▶ **SET PROBLEM**
What is the number of lines holding the word "this"? Give that number alone.
# START OF DATA FOR THE TASK
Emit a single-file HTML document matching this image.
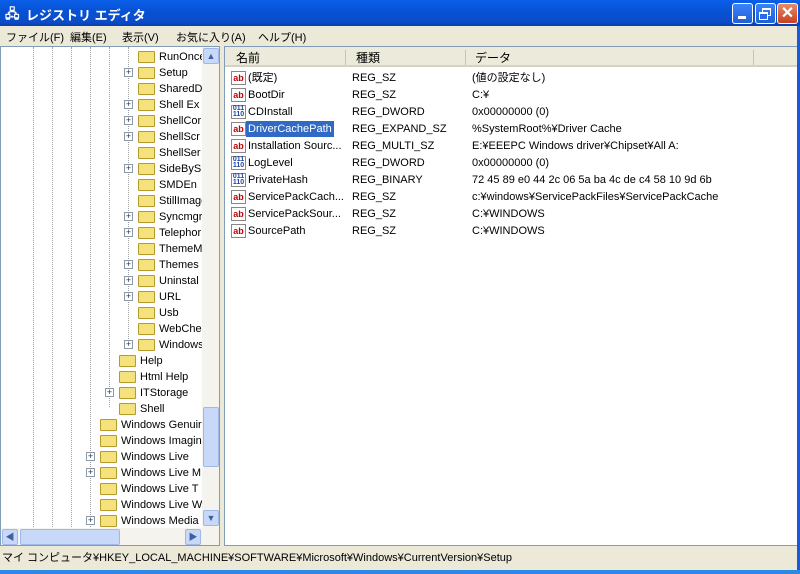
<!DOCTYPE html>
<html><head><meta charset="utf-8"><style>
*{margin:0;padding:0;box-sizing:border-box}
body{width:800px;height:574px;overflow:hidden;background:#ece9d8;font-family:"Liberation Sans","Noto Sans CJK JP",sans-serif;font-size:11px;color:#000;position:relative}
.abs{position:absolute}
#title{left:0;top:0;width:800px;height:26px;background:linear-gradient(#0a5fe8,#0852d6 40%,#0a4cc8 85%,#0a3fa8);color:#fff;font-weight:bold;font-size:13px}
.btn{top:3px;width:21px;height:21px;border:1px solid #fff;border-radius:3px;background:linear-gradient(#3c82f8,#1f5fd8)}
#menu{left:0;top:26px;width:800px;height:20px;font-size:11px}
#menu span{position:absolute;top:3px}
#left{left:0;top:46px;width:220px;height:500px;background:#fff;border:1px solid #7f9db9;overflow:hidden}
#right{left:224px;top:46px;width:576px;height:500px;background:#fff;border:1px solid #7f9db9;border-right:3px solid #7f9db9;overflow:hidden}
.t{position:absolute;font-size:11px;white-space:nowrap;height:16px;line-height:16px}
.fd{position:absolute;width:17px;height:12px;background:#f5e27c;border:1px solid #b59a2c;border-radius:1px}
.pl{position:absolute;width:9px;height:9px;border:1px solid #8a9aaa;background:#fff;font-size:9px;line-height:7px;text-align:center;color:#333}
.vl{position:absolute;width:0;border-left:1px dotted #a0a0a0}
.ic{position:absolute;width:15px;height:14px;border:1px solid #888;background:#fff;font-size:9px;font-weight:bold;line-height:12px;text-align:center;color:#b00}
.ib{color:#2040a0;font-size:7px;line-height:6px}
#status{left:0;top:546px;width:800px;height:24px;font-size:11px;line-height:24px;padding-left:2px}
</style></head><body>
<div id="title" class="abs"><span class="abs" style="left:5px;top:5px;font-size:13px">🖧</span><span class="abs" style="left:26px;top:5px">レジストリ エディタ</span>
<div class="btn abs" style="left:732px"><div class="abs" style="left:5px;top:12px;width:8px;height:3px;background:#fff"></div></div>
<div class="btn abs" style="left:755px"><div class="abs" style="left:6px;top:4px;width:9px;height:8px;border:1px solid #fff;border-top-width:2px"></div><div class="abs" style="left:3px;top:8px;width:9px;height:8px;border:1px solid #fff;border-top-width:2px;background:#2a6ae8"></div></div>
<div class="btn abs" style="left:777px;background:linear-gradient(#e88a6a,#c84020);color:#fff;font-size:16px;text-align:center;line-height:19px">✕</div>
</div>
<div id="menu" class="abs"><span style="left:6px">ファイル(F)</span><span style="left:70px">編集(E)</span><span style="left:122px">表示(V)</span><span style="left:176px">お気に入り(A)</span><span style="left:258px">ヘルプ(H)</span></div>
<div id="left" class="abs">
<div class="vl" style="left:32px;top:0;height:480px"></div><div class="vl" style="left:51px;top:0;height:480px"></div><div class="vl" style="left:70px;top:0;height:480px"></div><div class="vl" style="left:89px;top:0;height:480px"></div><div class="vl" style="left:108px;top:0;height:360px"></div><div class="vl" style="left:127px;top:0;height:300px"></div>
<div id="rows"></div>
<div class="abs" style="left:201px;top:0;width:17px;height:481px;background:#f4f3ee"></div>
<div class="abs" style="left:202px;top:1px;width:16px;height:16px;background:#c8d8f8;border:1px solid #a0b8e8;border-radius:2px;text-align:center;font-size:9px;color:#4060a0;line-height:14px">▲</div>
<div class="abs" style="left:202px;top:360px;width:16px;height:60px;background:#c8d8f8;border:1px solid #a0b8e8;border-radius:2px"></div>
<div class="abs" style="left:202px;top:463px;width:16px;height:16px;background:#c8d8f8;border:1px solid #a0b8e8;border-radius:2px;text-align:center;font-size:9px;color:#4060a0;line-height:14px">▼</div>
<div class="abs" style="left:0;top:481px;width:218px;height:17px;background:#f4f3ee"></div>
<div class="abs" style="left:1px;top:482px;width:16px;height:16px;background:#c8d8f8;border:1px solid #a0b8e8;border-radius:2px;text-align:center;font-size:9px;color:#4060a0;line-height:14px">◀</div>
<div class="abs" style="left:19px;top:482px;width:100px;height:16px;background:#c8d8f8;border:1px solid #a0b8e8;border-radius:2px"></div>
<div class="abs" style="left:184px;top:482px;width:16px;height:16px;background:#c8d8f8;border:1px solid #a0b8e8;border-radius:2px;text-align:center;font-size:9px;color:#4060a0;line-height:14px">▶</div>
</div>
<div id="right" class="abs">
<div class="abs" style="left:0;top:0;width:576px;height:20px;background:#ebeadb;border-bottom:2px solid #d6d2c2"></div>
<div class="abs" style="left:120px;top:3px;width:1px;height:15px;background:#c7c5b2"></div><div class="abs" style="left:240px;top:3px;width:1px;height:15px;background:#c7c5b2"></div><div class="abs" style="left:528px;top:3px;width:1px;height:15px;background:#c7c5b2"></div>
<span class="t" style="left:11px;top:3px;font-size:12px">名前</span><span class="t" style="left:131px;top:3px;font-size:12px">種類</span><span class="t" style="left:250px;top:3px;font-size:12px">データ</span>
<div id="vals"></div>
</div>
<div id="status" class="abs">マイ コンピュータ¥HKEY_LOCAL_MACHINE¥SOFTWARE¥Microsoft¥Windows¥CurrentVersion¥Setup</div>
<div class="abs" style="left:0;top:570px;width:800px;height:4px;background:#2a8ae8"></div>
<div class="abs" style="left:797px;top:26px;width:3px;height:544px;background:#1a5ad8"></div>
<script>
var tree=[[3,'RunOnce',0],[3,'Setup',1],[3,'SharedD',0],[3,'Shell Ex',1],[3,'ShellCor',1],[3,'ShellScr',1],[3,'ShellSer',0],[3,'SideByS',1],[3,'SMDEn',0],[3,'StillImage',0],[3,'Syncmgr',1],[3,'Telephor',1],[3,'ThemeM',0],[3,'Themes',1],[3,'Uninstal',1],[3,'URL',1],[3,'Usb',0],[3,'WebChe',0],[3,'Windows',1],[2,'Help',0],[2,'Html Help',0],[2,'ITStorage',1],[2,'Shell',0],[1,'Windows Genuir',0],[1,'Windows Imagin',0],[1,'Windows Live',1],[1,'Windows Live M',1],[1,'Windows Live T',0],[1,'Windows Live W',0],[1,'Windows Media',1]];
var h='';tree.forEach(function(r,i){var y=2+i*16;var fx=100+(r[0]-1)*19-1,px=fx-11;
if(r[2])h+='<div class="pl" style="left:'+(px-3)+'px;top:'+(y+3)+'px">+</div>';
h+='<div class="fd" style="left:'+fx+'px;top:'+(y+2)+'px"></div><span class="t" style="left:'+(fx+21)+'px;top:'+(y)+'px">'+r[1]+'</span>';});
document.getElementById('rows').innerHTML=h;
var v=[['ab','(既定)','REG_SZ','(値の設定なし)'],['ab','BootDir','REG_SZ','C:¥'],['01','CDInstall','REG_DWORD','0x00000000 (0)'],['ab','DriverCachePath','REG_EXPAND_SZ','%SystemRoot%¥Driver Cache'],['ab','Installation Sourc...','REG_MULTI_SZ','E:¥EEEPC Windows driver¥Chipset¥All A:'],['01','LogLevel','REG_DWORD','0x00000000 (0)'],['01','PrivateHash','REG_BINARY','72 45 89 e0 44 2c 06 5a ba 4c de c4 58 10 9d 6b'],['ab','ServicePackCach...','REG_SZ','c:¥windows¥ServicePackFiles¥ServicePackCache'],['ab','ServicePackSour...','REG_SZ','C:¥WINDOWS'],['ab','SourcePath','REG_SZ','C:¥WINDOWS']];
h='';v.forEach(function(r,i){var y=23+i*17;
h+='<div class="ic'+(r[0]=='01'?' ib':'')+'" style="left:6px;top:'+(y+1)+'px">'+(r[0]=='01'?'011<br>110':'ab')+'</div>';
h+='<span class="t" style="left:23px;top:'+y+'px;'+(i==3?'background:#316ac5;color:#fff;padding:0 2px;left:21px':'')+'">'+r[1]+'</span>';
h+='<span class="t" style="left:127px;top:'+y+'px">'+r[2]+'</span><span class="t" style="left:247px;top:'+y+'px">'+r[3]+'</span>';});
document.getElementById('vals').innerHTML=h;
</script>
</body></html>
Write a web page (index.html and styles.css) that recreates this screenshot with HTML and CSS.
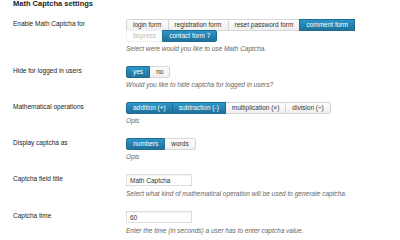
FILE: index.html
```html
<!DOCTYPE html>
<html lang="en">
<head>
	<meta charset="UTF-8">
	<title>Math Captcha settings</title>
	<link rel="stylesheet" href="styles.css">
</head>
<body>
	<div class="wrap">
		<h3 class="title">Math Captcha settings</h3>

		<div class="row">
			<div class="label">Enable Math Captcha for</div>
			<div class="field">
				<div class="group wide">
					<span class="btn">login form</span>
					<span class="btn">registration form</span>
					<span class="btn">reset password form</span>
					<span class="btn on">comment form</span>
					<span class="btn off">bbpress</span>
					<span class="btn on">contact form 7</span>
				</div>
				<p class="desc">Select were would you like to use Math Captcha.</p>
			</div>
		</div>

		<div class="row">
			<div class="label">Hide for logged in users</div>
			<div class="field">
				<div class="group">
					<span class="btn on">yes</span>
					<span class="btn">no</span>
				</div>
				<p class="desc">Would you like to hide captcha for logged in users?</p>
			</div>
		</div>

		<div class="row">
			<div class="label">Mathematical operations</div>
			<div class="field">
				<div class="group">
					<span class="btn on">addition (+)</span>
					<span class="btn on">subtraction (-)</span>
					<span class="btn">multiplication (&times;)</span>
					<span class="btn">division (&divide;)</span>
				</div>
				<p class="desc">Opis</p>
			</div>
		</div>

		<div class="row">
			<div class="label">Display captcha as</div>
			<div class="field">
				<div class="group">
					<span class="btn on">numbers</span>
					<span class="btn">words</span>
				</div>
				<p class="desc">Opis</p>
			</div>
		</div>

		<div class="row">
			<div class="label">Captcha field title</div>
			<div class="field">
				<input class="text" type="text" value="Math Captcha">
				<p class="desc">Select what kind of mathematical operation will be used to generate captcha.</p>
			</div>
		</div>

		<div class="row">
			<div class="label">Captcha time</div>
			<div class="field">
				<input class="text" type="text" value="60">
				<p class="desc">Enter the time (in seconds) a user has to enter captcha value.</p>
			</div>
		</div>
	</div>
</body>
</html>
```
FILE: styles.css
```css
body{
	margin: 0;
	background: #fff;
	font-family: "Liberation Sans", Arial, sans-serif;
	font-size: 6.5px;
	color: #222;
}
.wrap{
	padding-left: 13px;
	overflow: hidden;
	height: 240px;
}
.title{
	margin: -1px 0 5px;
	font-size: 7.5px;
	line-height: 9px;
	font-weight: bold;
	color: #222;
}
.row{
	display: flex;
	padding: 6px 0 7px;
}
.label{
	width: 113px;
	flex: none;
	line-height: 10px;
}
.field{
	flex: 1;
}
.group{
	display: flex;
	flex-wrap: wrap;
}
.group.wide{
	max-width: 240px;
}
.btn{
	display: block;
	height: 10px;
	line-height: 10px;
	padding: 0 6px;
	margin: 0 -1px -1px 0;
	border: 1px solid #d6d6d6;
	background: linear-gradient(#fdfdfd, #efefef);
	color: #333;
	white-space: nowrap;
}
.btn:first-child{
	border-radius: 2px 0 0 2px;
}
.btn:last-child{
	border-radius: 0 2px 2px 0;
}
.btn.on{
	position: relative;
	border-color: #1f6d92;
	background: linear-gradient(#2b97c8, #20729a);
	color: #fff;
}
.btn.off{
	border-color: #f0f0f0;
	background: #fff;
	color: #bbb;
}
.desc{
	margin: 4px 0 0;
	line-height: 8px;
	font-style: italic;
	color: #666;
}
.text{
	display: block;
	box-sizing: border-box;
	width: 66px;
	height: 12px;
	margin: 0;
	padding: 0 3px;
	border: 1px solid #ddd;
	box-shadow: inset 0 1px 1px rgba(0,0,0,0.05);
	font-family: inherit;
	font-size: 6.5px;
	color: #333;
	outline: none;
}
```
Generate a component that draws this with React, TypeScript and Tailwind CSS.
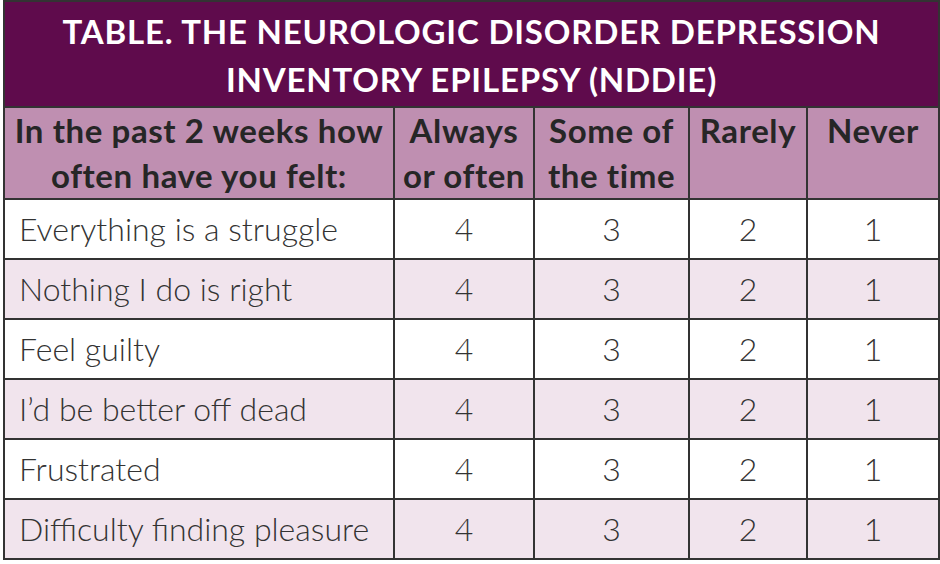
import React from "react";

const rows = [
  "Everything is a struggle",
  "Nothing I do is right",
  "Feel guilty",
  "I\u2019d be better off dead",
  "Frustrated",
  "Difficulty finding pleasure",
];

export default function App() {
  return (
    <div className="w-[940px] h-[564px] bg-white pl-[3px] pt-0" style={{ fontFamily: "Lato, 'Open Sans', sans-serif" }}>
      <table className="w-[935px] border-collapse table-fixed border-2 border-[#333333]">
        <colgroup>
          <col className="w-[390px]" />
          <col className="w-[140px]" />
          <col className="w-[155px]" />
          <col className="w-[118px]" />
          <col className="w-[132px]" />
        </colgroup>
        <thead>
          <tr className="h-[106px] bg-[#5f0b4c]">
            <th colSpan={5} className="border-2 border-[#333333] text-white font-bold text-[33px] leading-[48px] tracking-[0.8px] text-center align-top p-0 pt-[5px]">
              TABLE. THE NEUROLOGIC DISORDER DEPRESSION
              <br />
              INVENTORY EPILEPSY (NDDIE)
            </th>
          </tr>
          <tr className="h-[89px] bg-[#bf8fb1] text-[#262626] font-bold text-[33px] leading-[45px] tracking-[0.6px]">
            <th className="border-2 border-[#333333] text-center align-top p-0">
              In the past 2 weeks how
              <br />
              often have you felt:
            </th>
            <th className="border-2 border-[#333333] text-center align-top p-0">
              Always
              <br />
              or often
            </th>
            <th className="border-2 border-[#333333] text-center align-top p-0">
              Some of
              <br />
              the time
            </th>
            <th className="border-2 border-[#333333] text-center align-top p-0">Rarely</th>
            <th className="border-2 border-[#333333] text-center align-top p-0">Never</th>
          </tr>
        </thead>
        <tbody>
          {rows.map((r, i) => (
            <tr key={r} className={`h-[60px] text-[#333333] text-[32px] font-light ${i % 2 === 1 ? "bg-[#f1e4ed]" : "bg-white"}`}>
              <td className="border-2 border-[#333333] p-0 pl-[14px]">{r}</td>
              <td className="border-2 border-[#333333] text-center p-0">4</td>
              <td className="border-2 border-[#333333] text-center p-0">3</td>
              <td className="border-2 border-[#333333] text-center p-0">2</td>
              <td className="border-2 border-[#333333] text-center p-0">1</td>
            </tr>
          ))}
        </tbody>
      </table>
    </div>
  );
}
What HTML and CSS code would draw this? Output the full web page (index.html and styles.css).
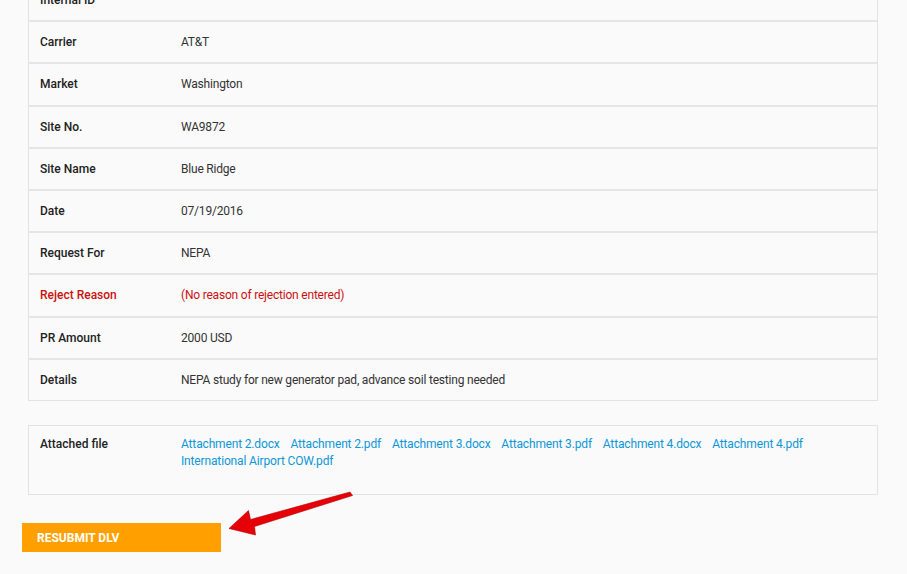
# END OF DATA FOR THE TASK
▶ **OUTPUT OF THE EXERCISE**
4